Homes and businesses will be able to sell excess solar power to the national grid from next January.
Under the Smart Export Guarantee (SEG) energy suppliers with more than 150,000 customers will need to bring in export tariffs. This is a big relief for the solar energy sector, which has been affected by the change in rules this year.
Up to April 1st this year, homes and businesses were paid for excess energy they diverted to the grid through the feed-in tariff (FiT) scheme but the Government ended this. Up to then, for example, around 800,000 householders with solar panels were paid for excess energy. Within a month of the scheme ending, new solar installations fell by 94%.
The new rules, which cover more than 90% of the retail market, also cover wind turbines and other small-scale renewable energy generation, up to a capacity of 5MW. The energy will be tracked by smart meters, and paid by the unit.
The cost of home solar panels are now more than 50% cheaper than eight years ago, according to government figures, which was one reason why it withdrew the FiT scheme. But intensive lobbying and strong reaction from a wide range of groups persuaded it to change its mind.

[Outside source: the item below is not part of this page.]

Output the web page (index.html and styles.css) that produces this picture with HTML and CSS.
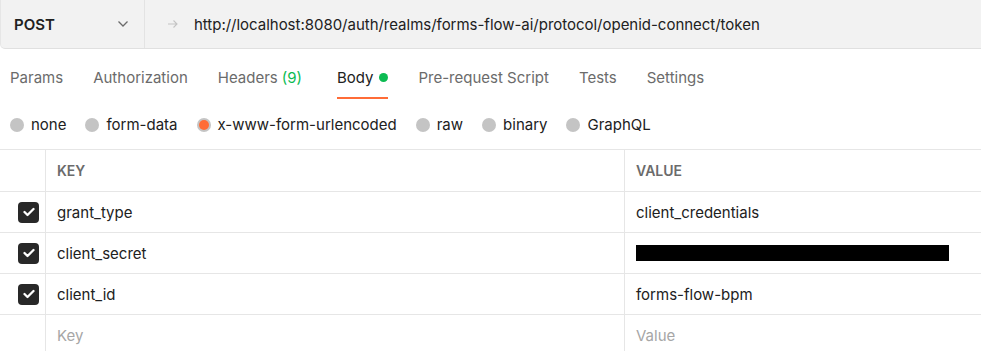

At the same time, the government now also wants to encourage people to adopt battery storage, as part of the move that supports local generation while helping to create a smarter and more efficient energy system.
Chris Skidmore, Energy and Clean Growth Minister said:
“The future of energy is local and the new smart export guarantee will ensure households that choose to become green energy generators will be guaranteed a payment for electricity supplied to the grid.
“We want the energy market to innovate and it’s encouraging to see some suppliers already offering competitive export tariffs to reduce bills. We want more to follow suit, encouraging small-scale generation without adding to consumer bills, as we move towards a subsidy-free energy system and a net zero emissions economy.”
“These smart export tariffs are game-changing when it comes to harnessing the power of citizens to tackle climate change.
“They mean homes and businesses can be paid for producing clean electricity just like traditional generators, replacing old dirty power stations and pumping more renewable energy into the grid. This will help bring down prices for everyone as we use cheaper power generated locally by our neighbours.”
Energy regulator Ofgem has been tasked with delivering annual reports on how suppliers are responding, including range, nature and uptake of tariffs.
Léonie Greene, a director at the Solar Trade Association, said it was “vital” that even “very small players” were paid a fair price.
“We will be watching the market like a hawk to see if competitive offers come forward that properly value the power that smart solar homes can contribute to the decarbonising electricity grid,” she said.